*TASK GOAL:* Keep every line where the word "this" appears; drop the rest.

** START OF ROWS **

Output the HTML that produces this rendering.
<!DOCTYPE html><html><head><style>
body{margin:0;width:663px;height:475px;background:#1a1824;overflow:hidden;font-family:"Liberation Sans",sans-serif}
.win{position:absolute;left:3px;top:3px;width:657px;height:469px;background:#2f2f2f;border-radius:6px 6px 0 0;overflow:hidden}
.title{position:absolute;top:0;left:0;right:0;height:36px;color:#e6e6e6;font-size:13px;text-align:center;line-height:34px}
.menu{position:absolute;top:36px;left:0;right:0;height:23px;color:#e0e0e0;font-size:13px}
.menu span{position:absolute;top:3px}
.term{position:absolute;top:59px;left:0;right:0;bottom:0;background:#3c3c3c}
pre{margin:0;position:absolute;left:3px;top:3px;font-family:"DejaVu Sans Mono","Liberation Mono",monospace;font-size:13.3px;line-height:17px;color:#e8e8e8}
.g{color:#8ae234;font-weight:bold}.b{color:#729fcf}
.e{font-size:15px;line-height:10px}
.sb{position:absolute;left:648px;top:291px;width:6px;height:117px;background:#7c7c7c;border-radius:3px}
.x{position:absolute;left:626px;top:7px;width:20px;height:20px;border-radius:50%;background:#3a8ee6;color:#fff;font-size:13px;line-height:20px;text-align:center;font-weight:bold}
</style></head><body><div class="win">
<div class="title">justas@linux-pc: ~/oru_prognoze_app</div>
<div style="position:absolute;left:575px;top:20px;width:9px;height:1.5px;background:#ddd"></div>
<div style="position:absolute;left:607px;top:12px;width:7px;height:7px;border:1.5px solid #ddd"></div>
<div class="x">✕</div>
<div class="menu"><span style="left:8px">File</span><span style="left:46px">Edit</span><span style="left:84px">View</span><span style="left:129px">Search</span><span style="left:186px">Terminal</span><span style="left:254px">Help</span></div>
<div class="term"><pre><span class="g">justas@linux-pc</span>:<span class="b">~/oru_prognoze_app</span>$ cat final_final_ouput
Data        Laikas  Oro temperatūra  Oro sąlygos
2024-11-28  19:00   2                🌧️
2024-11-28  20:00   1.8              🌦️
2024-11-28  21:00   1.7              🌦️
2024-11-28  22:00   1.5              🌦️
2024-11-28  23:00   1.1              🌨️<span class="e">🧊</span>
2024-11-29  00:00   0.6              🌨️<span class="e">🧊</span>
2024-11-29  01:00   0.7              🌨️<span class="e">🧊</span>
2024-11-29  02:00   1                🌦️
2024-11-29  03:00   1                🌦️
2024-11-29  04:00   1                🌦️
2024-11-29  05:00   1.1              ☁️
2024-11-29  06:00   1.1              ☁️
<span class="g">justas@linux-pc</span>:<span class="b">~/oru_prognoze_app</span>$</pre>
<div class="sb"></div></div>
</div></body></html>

** END OF ROWS **
** START OF ROWS **

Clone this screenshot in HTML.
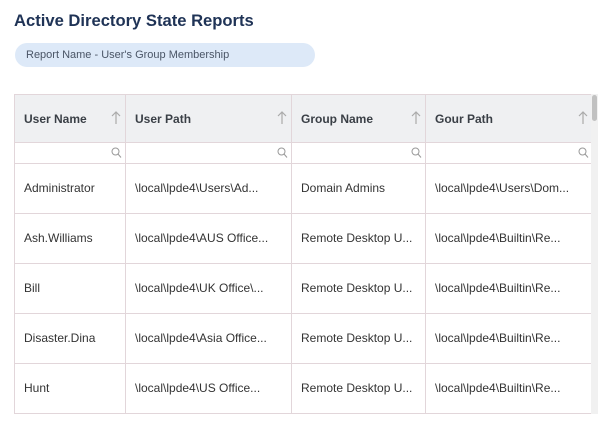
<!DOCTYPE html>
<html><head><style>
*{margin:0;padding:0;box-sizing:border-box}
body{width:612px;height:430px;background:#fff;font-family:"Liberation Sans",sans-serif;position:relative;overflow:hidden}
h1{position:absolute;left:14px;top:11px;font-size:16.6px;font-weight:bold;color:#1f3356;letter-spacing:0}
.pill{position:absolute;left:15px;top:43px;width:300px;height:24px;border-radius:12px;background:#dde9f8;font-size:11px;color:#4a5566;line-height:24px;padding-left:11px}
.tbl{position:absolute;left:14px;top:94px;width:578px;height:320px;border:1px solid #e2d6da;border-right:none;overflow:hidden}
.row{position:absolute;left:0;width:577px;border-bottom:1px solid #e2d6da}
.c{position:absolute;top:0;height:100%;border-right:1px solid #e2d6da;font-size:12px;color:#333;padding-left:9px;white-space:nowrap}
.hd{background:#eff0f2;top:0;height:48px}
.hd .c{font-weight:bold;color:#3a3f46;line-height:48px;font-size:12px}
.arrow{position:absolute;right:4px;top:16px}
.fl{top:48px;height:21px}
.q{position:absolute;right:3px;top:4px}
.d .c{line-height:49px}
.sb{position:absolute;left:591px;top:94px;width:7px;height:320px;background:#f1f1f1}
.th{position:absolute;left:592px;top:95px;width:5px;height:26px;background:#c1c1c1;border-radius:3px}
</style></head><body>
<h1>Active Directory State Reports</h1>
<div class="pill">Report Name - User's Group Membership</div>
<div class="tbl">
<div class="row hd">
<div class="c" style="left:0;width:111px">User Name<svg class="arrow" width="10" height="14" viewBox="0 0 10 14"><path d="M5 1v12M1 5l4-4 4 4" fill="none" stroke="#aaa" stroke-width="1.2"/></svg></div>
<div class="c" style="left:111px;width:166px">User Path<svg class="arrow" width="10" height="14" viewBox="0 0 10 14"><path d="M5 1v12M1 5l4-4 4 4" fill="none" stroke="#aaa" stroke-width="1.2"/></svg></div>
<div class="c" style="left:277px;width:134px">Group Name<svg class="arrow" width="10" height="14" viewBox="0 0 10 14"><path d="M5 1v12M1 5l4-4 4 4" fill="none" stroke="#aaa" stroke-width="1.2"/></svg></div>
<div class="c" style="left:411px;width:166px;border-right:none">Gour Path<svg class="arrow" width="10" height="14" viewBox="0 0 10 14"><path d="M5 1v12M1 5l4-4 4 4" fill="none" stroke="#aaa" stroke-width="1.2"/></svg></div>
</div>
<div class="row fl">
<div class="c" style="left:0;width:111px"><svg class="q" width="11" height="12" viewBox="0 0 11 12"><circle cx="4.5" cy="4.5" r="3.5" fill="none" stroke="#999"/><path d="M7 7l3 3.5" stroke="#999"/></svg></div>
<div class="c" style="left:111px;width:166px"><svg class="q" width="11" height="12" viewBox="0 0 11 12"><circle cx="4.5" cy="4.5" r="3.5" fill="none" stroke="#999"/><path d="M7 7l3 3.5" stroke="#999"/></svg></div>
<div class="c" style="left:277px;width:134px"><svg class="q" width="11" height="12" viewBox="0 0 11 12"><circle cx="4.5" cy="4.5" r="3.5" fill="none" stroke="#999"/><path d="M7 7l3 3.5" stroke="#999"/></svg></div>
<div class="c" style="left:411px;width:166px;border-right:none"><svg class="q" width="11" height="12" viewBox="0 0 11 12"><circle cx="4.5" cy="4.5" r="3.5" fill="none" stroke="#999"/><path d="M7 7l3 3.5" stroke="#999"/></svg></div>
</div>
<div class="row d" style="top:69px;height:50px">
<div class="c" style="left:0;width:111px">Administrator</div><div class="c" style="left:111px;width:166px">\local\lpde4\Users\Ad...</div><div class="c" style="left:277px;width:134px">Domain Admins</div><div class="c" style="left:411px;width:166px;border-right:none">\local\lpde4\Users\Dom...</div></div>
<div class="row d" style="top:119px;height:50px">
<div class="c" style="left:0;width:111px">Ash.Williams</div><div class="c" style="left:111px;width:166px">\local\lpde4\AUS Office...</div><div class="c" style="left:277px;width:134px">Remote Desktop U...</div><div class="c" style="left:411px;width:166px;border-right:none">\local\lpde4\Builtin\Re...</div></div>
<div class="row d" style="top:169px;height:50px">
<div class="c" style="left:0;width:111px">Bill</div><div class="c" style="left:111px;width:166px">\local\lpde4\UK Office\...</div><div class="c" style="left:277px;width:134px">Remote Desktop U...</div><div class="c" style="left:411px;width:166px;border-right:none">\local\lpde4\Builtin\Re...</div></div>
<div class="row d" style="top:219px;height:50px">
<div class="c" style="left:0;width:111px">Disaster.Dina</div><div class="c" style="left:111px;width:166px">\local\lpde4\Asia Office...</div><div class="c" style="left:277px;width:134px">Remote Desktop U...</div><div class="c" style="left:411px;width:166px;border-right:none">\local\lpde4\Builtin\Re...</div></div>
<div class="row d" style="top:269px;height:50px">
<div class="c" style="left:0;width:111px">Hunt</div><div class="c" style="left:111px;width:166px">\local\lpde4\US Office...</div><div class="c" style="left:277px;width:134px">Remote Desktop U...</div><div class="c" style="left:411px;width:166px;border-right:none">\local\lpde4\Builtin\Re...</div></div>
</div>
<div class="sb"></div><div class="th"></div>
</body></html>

** END OF ROWS **

*RESPONSE TO THE EXERCISE:*
Output the HTML that produces this rendering.
Clone this screenshot in HTML.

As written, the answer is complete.